Oleh: FX.Arief Poyuono, SE*
Sering terjadinya delay pesawat Lion Air dengan harga tiket murah yang sangat merugikan pengguna jasa penerbangan dan menganggu ketertiban umum di semua bandara di Indonesia, hingga membuat direksi PT Angkasa Pura dua melakukan kebodohan dengan menalangi pengembalian uang ticket (refund ticket) Lion air baru baru ini membawa tanda tanya besar terkait keuangan perusahaan Lion Air.
Dari banyak pelajaran bisnis airline bukanlah bisnis yang mudah untuk mencapai profit, sebab airlines bisnis itu adalah High Risk and Low Profit. Dalam sejarah dunia penerbangan komersil di Indonesia, beberapa maskapai penerbangan nasional terpaksa berhenti terbang dan tidak beroperasi karena berbagai masalah. Umumnya karena terbelit masalah utang.

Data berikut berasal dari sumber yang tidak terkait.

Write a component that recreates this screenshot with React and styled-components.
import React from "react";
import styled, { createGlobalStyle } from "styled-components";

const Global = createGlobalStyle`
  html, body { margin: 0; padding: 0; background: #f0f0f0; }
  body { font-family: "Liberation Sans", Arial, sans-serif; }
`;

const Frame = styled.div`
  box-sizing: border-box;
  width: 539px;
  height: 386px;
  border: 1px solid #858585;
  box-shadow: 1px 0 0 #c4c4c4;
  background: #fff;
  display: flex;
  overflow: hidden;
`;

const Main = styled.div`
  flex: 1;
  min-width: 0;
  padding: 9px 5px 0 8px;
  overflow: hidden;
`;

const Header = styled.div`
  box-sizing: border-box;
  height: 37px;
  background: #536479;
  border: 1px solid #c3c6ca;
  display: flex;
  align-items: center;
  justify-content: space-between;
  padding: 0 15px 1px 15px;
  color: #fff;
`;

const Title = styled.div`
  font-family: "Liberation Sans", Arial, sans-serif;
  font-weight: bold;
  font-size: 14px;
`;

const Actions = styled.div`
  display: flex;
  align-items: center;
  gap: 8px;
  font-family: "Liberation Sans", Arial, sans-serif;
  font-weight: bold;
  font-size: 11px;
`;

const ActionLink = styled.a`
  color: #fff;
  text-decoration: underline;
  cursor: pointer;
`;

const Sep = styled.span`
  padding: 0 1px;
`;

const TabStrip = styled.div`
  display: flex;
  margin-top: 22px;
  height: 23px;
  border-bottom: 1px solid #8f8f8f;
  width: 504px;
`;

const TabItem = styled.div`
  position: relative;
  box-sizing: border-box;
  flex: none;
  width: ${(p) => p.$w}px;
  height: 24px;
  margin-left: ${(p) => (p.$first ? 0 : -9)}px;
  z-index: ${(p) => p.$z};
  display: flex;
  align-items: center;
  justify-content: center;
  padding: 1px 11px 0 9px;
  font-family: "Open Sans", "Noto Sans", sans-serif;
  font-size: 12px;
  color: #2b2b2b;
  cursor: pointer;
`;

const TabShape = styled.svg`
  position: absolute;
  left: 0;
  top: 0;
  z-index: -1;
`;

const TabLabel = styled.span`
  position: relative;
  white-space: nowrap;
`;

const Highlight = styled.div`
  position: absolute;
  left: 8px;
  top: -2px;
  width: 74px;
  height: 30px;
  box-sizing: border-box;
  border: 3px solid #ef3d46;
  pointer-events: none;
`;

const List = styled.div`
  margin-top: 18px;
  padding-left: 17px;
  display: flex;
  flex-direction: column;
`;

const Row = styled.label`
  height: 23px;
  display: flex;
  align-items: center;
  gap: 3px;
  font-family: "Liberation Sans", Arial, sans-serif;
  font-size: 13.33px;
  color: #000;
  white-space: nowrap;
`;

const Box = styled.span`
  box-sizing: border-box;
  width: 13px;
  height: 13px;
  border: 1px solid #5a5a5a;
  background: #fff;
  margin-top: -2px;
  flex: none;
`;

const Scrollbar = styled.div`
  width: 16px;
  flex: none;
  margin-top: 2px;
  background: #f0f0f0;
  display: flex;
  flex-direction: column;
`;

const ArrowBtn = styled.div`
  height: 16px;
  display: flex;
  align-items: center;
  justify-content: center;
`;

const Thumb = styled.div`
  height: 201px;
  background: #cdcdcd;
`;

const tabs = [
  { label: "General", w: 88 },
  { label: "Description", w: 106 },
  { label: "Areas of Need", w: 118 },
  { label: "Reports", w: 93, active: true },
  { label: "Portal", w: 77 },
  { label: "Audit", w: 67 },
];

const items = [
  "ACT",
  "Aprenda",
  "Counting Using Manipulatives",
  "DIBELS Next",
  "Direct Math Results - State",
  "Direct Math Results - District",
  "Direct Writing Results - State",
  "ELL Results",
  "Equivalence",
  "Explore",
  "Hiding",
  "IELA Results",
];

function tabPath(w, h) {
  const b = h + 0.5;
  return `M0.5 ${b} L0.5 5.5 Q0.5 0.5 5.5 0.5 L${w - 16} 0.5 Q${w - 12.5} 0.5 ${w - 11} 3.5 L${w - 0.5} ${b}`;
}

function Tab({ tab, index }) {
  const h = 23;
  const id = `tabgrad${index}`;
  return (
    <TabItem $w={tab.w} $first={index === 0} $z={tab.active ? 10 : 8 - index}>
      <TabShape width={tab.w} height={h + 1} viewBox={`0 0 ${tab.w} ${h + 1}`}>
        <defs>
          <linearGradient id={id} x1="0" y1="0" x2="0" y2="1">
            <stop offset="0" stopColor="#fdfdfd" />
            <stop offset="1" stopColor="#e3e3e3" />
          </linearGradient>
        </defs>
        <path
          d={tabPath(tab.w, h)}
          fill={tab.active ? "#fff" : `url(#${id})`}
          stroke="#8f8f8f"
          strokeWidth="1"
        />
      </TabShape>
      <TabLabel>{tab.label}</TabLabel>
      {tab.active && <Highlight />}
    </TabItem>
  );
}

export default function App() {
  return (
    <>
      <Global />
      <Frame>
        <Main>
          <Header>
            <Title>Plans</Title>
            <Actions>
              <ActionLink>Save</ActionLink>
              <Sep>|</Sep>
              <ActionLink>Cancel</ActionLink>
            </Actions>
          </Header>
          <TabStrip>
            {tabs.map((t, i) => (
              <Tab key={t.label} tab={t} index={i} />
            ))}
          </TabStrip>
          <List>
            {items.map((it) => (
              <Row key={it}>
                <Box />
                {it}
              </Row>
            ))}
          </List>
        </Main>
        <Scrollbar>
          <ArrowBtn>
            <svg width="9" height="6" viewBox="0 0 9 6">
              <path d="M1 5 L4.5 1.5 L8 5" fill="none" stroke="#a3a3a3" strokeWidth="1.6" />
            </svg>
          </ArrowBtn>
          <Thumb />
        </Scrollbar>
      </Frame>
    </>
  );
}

ini terbukti dengan banyak airlines domestic seperti Bouraq Ailines, Sempati air, Batavia Air, Jatayu air, Bali Air, Adam Air, AW Air, Mandala Airlines, Star Air dan juga airlines kawakan milik Negara seperti Merpati Nusantara Air tak luput dari kebangkrutan. Ini bisnis tidak gampang. Satu kesalahan akan membuat banyak biaya.
Sedangkan perusahaan yang masih bertahan, sebagian membukukan rugi. Sepanjang kuartal I 2014, PT Garuda Indonesia Tbk melaporkan rugi bersih sebesar US$ 164 juta. Indonesia AirAsia merugi Rp 390,4 miliar, berbanding terbalik dengan keuntungan Rp 42 miliar yang didapat pada periode yang sama tahun 2013.

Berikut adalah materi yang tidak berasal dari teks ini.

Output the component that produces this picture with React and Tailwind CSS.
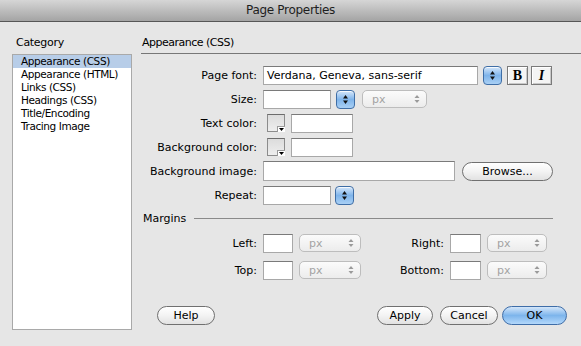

Nah, apakah Lion Air tidak bernasib sama dengan pesaingnya, tentu ini sudah terlihat tanda tandanya dengan seringkalinya delay yang terjadi dalam penerbangan Lion Air.
Pada Maret 2013, Bank Exim Amerika Serikat menyetujui komitmen akhir dari $ 1,1milyar dollar jaminan pinjaman untuk membiayai ekspor dari armada pesawat Boeing ke Lion Air. Apple Bank Saving (New York) menyediakan pembiayaan, dengan kemungkinan tambahan dana yang disediakan oleh investor pasar modal melalui Bank-guaranteed bond dari Bank Exim Amerika.

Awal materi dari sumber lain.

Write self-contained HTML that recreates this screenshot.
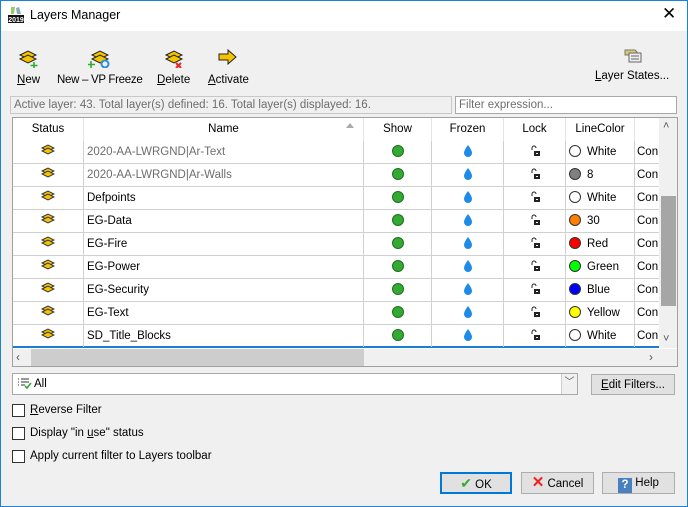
<!DOCTYPE html>
<html><head><meta charset="utf-8"><style>
*{box-sizing:border-box;margin:0;padding:0}
body{width:688px;height:507px;overflow:hidden;font-family:"Liberation Sans",Arial,sans-serif;font-size:11.5px;color:#000;background:#f0f0f0;position:relative}
.a{position:absolute}
.win{left:0;top:0;width:688px;height:507px;border:1px solid #1883d7}
.title{left:1px;top:1px;width:686px;height:30px;background:#fff}
.tb{text-align:center}
u{text-decoration:underline}
.grid{left:12px;top:117px;width:666px;height:250px;background:#fff;border:1px solid #a0a0a0;overflow:hidden}
.hd{top:0;height:23px;line-height:22px;text-align:center;border-right:1px solid #e5e5e5}
.row{left:0;width:646px;height:23px;border-bottom:1px solid #d0d0d0}
.c{position:absolute;top:0;height:22px;line-height:22px;border-right:1px solid #d0d0d0}
.dot{display:inline-block;width:12px;height:12px;border-radius:50%;border:1px solid #333;vertical-align:-2px;margin-right:6px}
.btn{background:#e1e1e1;border:1px solid #adadad;text-align:center;line-height:20px}
.cb{width:13px;height:13px;border:1px solid #333;background:#fff}
</style></head><body>
<div class="a win"></div>
<div class="a title"></div>
<svg class="a" style="left:8px;top:6px" width="16" height="18"><path d="M3 1 L7 1 L6 8 L3 8Z" fill="#9c6"/><path d="M8 2 L11 1 L13 8 L9 8Z" fill="#8ab"/><rect x="0" y="9" width="16" height="8" fill="#111"/><text x="8" y="16" font-size="7" fill="#fff" text-anchor="middle" font-family="Liberation Sans" font-weight="bold">2019</text></svg>
<div class="a" style="left:30px;top:8px;font-size:12.5px">Layers Manager</div>
<div class="a" style="left:662px;top:4px;font-size:17px">✕</div>

<svg class="a" style="left:18px;top:48px" width="24" height="20"><path d="M2 7 L10 3 L18 7 L10 11Z" fill="#f5c400" stroke="#222"/><path d="M2 11 L10 7 L18 11 L10 15Z" fill="#f5c400" stroke="#222"/><path d="M16 14v7M12.5 17.5h7" stroke="#3a3" stroke-width="1.6"/></svg>
<div class="a tb" style="left:17px;top:74px"><u>N</u>ew</div>
<svg class="a" style="left:88px;top:48px" width="26" height="20"><path d="M4 7 L12 3 L20 7 L12 11Z" fill="#f5c400" stroke="#222"/><path d="M4 11 L12 7 L20 11 L12 15Z" fill="#f5c400" stroke="#222"/><path d="M3 13v7M0 16.5h7" stroke="#3a3" stroke-width="1.6"/><circle cx="17" cy="16" r="3.5" fill="none" stroke="#2b8be0" stroke-width="2"/></svg>
<div class="a tb" style="left:57px;top:74px;letter-spacing:-0.3px">New – VP Freeze</div>
<svg class="a" style="left:164px;top:48px" width="24" height="20"><path d="M2 7 L10 3 L18 7 L10 11Z" fill="#f5c400" stroke="#222"/><path d="M2 11 L10 7 L18 11 L10 15Z" fill="#f5c400" stroke="#222"/><path d="M12 15l5 5M17 15l-5 5" stroke="#e22" stroke-width="2"/></svg>
<div class="a tb" style="left:157px;top:74px"><u>D</u>elete</div>
<svg class="a" style="left:218px;top:49px" width="20" height="16"><path d="M1 5h9V1l8 7-8 7v-4H1Z" fill="#f5c400" stroke="#222"/></svg>
<div class="a tb" style="left:208px;top:74px"><u>A</u>ctivate</div>
<svg class="a" style="left:624px;top:46px" width="18" height="18"><path d="M1 4h10l2 2v3H1Z" fill="#dcc97a" stroke="#776"/><rect x="5" y="7" width="12" height="9" fill="#eee" stroke="#666"/><path d="M7 10h8M7 13h8" stroke="#666"/></svg>
<div class="a tb" style="left:595px;top:70px"><u>L</u>ayer States...</div>

<div class="a" style="left:10px;top:96px;width:442px;height:18px;border:1px solid #c8c8c8;background:#f0f0f0;color:#6d6d6d;line-height:16px;padding-left:3px">Active layer: 43. Total layer(s) defined: 16. Total layer(s) displayed: 16.</div>
<div class="a" style="left:455px;top:96px;width:222px;height:18px;border:1px solid #a8a8a8;background:#fff;color:#6d6d6d;line-height:16px;padding-left:3px">Filter expression...</div>

<div class="a grid">
 <div class="a hd" style="left:0;width:71px">Status</div>
 <div class="a hd" style="left:71px;width:280px">Name</div>
 <div class="a" style="left:333px;top:5px;width:0;height:0;border:4px solid transparent;border-bottom:5px solid #aaa;border-top:0"></div>
 <div class="a hd" style="left:351px;width:68px">Show</div>
 <div class="a hd" style="left:419px;width:72px">Frozen</div>
 <div class="a hd" style="left:491px;width:62px">Lock</div>
 <div class="a hd" style="left:553px;width:69px">LineColor</div>
 <div class="a" style="left:646px;top:0;width:19px;height:230px;background:#f0f0f0"></div>
 <div class="a" style="left:648px;top:78px;width:15px;height:110px;background:#a6a6a6"></div>
 <div class="a" style="left:650px;top:2px;font-size:11px;color:#555">˄</div>
 <div class="a" style="left:650px;top:215px;font-size:11px;color:#555">˅</div>
 <div class="a" style="left:0;top:231px;width:646px;height:17px;background:#f0f0f0"></div>
 <div class="a" style="left:18px;top:231px;width:333px;height:17px;background:#cdcdcd"></div>
 <div class="a" style="left:3px;top:232px;font-size:12px;color:#555">‹</div>
 <div class="a" style="left:636px;top:232px;font-size:12px;color:#555">›</div>
 <div class="a" style="left:646px;top:231px;width:19px;height:17px;background:#f0f0f0"></div>
</div>
<div id="rows"></div>
<script>
var R=[["2020-AA-LWRGND|Ar-Text","#fff","White",1],["2020-AA-LWRGND|Ar-Walls","#808080","8",1],["Defpoints","#fff","White"],["EG-Data","#ff8000","30"],["EG-Fire","#f00","Red"],["EG-Power","#0f0","Green"],["EG-Security","#00f","Blue"],["EG-Text","#ff0","Yellow"],["SD_Title_Blocks","#fff","White"]];
var h="";
R.forEach(function(r,i){var t=141+i*23;var bb=i==8?"border-bottom:2px solid #1a7fd4;height:23px":"";
h+='<div class="a row" style="left:13px;top:'+t+'px;'+bb+'">'+
'<div class="c" style="left:0;width:71px;text-align:center"><svg width="14" height="12" style="vertical-align:-1px"><path d="M1 4L7 1L13 4L7 7Z" fill="#f5c400" stroke="#333"/><path d="M1 7L7 4L13 7L7 10Z" fill="#f5c400" stroke="#333"/></svg></div>'+
'<div class="c" style="left:71px;width:280px;padding-left:3px;color:'+(r[3]?'#6d6d6d':'#000')+'">'+r[0]+'</div>'+
'<div class="c" style="left:351px;width:68px;text-align:center"><span class="dot" style="background:#3a3;margin:0;border-color:#1f6e1f"></span></div>'+
'<div class="c" style="left:419px;width:72px;text-align:center"><svg width="10" height="13" style="vertical-align:-2px"><path d="M5 1C5 1 1 6 1 9a4 4 0 0 0 8 0C9 6 5 1 5 1Z" fill="#1e8be8"/></svg></div>'+
'<div class="c" style="left:491px;width:62px;text-align:center"><svg width="10" height="12" style="vertical-align:-2px"><path d="M2 5V3a2 2 0 0 1 4 0" fill="none" stroke="#222"/><rect x="4" y="6" width="6" height="5" fill="#222"/><rect x="6" y="8" width="2" height="1" fill="#fff"/></svg></div>'+
'<div class="c" style="left:553px;width:69px;padding-left:3px"><span class="dot" style="background:'+r[1]+'"></span>'+r[2]+'</div>'+
'<div class="c" style="left:622px;width:24px;padding-left:2px;border-right:0;overflow:hidden">Con</div></div>';});
document.getElementById("rows").innerHTML=h;
</script>

<div class="a" style="left:12px;top:373px;width:566px;height:22px;border:1px solid #a8a8a8;background:#fff"></div>
<svg class="a" style="left:17px;top:378px" width="16" height="12"><path d="M1 1h1M4 1h8M1 4h1M4 4h8M1 7h1M4 7h4" stroke="#333"/><path d="M8 8l2 2 4-5" stroke="#3a3" stroke-width="1.6" fill="none"/></svg>
<div class="a" style="left:34px;top:378px">All</div>
<div class="a" style="left:561px;top:374px;width:16px;height:20px;border-left:1px solid #ccc;background:#f0f0f0;text-align:center;color:#555;font-size:10px;line-height:18px">﹀</div>
<div class="a btn" style="left:591px;top:374px;width:84px;height:21px"><u>E</u>dit Filters...</div>

<div class="a cb" style="left:12px;top:404px"></div><div class="a" style="left:30px;top:404px"><u>R</u>everse Filter</div>
<div class="a cb" style="left:12px;top:427px"></div><div class="a" style="left:30px;top:427px">Display "in <u>u</u>se" status</div>
<div class="a cb" style="left:12px;top:450px"></div><div class="a" style="left:30px;top:450px">Apply current filter to Layers toolbar</div>

<div class="a btn" style="left:440px;top:472px;width:72px;height:22px;border:2px solid #0078d7;line-height:18px"><span style="color:#3a3;font-size:14px">✔</span> OK</div>
<div class="a btn" style="left:521px;top:472px;width:73px;height:22px"><span style="color:#e22;font-size:15px;font-weight:bold">✕</span> Cancel</div>
<div class="a btn" style="left:602px;top:472px;width:73px;height:22px"><span style="display:inline-block;width:14px;height:15px;background:#4a7fc0;color:#fff;font-weight:bold;line-height:15px;vertical-align:-2px">?</span> Help</div>
</body></html>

Tentu tahun 2015 Lion Air menurut sistim pinjaman kredit eksport pesawat dari bank yang berlaku di dunia yang berlaku di Bank EXIM Amerika atau pun ECA ( Europe Credit Agency ) masa grace periode pinjaman kredit pemebelian pesawat Lion air sudah habis dan saatnya untuk membayar angsuran kredit dan tahun 2013 hingga 2014 dunia penerbangan Indonesia memasuki masa paceklik dengan keadaan ekonomi dunia yang bergejolak dan tingginya harga minyak dunia hingga mencapai 100 US dollar lebih .
Karena itu Pemerintah Jokowi dan Bank Indonesia tidak boleh tinggal diam dengan pinjaman luar negeri yang dilakukan oleh Lion air. Sebab sesuai Peraturan Bank Indonesia Nomor 2/ 22 /Pbi/2000 Tentang Kewajiban Pelaporan Utang Luar Negeri, wajib menyampaikan laporan setiap Badan Usaha Bukan Bank dan perorangan yang mempunyai Utang Luar Negeri kepada Bank Indonesia secara lengkap, benar, dan tepat waktu secara berkala sesuai jangka waktu yang ditetapkan oleh Bank Indonesia.
Utang Luar Negeri
Hal ini penting agar untuk pengendalian moneter yang bisa berimbas pada nilai tukar rupiah terhadap dollar dan rating Negara pengutang bagi Indonesia serta stabilitas moneter untuk mengelola cadangan devisa dan kebijakan moneter yang akan diambil oleh BI dan pemerintah
Karena itu Lion air harus diaudit laporan keuangannya jangan sampai akibat utang luar negeri Lion air default tidak bisa membayar membuat pemerintah harus menanggung atau membail out hutang Lion Air.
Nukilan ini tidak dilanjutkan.